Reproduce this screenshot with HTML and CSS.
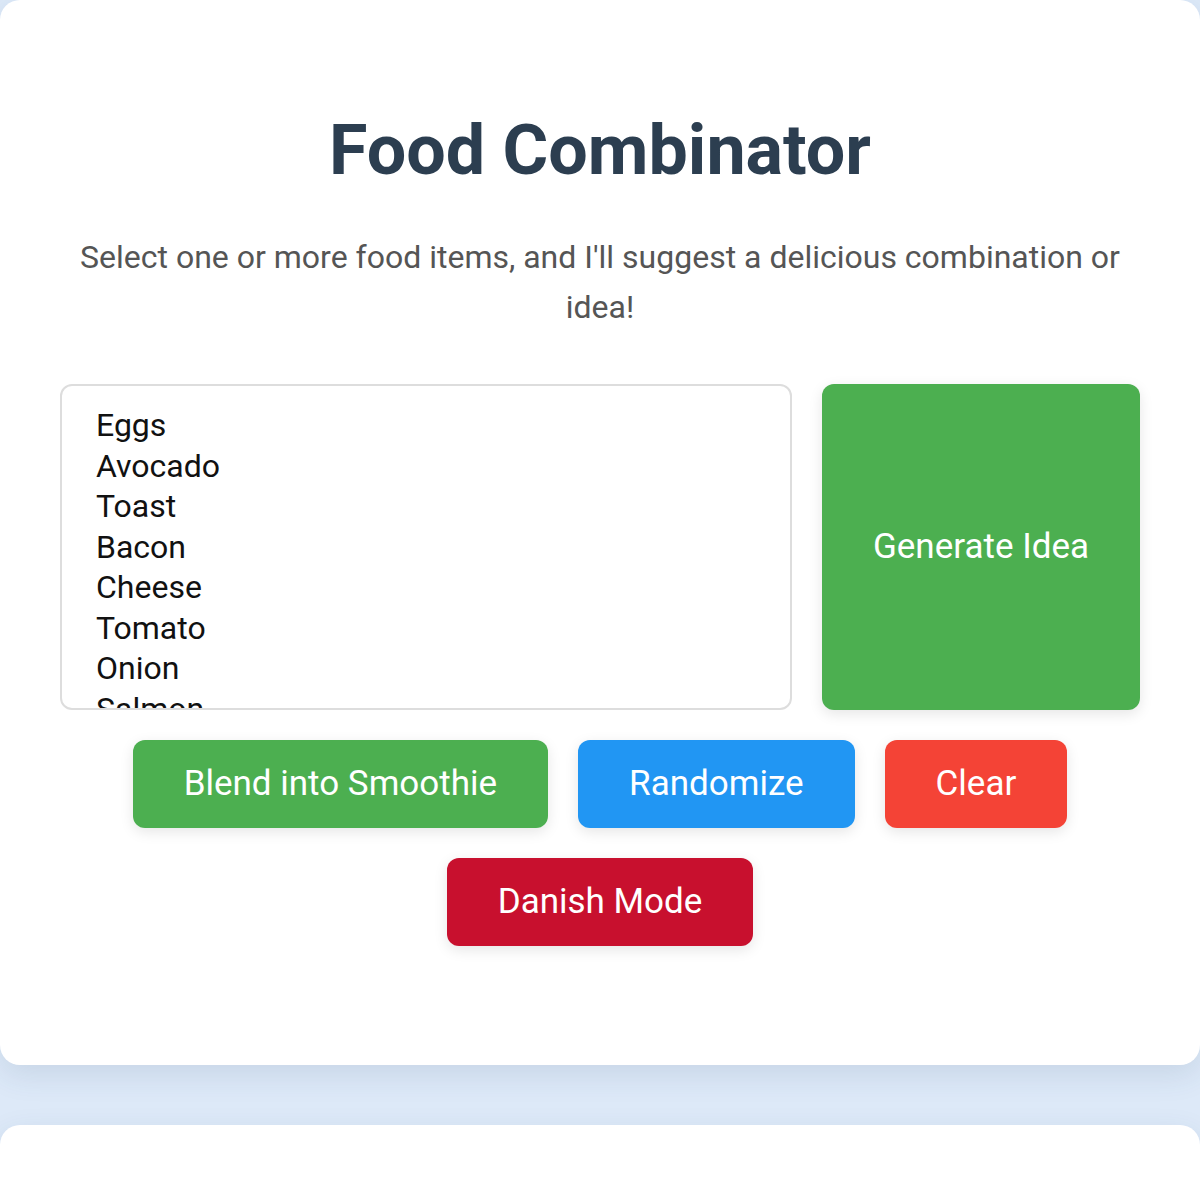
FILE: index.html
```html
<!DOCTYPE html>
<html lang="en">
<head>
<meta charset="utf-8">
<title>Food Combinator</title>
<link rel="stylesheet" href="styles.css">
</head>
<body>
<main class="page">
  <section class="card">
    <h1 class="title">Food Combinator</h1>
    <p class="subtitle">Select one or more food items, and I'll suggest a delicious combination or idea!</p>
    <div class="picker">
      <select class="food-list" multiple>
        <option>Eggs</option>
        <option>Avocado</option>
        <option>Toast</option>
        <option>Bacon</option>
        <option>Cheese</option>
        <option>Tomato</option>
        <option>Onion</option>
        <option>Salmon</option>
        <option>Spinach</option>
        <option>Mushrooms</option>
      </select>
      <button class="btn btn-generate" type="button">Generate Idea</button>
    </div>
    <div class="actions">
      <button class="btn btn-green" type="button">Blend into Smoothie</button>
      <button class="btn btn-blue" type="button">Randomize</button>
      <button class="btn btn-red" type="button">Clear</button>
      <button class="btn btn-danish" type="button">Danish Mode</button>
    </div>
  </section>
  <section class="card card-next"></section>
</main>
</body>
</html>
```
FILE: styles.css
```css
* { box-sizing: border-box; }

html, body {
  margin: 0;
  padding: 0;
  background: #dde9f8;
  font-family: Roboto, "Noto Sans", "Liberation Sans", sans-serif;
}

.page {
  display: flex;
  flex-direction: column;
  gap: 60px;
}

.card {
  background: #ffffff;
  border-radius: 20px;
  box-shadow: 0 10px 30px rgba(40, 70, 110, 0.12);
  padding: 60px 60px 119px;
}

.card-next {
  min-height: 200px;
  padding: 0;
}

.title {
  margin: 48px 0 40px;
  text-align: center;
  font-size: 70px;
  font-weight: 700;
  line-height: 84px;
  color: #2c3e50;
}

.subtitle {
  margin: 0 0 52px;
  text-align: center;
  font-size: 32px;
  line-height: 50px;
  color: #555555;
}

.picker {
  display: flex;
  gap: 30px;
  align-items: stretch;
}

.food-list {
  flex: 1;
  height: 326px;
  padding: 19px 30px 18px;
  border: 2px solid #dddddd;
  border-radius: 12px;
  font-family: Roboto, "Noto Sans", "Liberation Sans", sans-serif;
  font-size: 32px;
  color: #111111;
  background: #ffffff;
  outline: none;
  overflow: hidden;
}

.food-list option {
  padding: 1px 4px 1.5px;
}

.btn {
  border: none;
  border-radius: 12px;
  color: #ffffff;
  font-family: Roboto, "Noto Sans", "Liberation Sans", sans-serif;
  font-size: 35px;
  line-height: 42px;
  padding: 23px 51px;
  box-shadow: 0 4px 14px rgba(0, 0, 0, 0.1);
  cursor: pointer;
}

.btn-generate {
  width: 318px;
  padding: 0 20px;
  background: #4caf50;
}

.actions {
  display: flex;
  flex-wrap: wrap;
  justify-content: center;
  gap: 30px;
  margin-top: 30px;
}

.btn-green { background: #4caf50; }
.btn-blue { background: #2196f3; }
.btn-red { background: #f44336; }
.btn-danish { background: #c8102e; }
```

+--

§ **SHORT PROBLEM**:
Copy the listing over exactly, skipping the pictures it holds.

§ **TASK ANSWER**:
Reproduce this screenshot with HTML and CSS.
FILE: index.html
```html
<!DOCTYPE html>
<html lang="en">
<head>
<meta charset="utf-8">
<title>Food Combinator</title>
<link rel="stylesheet" href="styles.css">
</head>
<body>
<main class="page">
  <section class="card">
    <h1 class="title">Food Combinator</h1>
    <p class="subtitle">Select one or more food items, and I'll suggest a delicious combination or idea!</p>
    <div class="picker">
      <select class="food-list" multiple>
        <option>Eggs</option>
        <option>Avocado</option>
        <option>Toast</option>
        <option>Bacon</option>
        <option>Cheese</option>
        <option>Tomato</option>
        <option>Onion</option>
        <option>Salmon</option>
        <option>Spinach</option>
        <option>Mushrooms</option>
      </select>
      <button class="btn btn-generate" type="button">Generate Idea</button>
    </div>
    <div class="actions">
      <button class="btn btn-green" type="button">Blend into Smoothie</button>
      <button class="btn btn-blue" type="button">Randomize</button>
      <button class="btn btn-red" type="button">Clear</button>
      <button class="btn btn-danish" type="button">Danish Mode</button>
    </div>
  </section>
  <section class="card card-next"></section>
</main>
</body>
</html>
```
FILE: styles.css
```css
* { box-sizing: border-box; }

html, body {
  margin: 0;
  padding: 0;
  background: #dde9f8;
  font-family: Roboto, "Noto Sans", "Liberation Sans", sans-serif;
}

.page {
  display: flex;
  flex-direction: column;
  gap: 60px;
}

.card {
  background: #ffffff;
  border-radius: 20px;
  box-shadow: 0 10px 30px rgba(40, 70, 110, 0.12);
  padding: 60px 60px 119px;
}

.card-next {
  min-height: 200px;
  padding: 0;
}

.title {
  margin: 48px 0 40px;
  text-align: center;
  font-size: 70px;
  font-weight: 700;
  line-height: 84px;
  color: #2c3e50;
}

.subtitle {
  margin: 0 0 52px;
  text-align: center;
  font-size: 32px;
  line-height: 50px;
  color: #555555;
}

.picker {
  display: flex;
  gap: 30px;
  align-items: stretch;
}

.food-list {
  flex: 1;
  height: 326px;
  padding: 19px 30px 18px;
  border: 2px solid #dddddd;
  border-radius: 12px;
  font-family: Roboto, "Noto Sans", "Liberation Sans", sans-serif;
  font-size: 32px;
  color: #111111;
  background: #ffffff;
  outline: none;
  overflow: hidden;
}

.food-list option {
  padding: 1px 4px 1.5px;
}

.btn {
  border: none;
  border-radius: 12px;
  color: #ffffff;
  font-family: Roboto, "Noto Sans", "Liberation Sans", sans-serif;
  font-size: 35px;
  line-height: 42px;
  padding: 23px 51px;
  box-shadow: 0 4px 14px rgba(0, 0, 0, 0.1);
  cursor: pointer;
}

.btn-generate {
  width: 318px;
  padding: 0 20px;
  background: #4caf50;
}

.actions {
  display: flex;
  flex-wrap: wrap;
  justify-content: center;
  gap: 30px;
  margin-top: 30px;
}

.btn-green { background: #4caf50; }
.btn-blue { background: #2196f3; }
.btn-red { background: #f44336; }
.btn-danish { background: #c8102e; }
```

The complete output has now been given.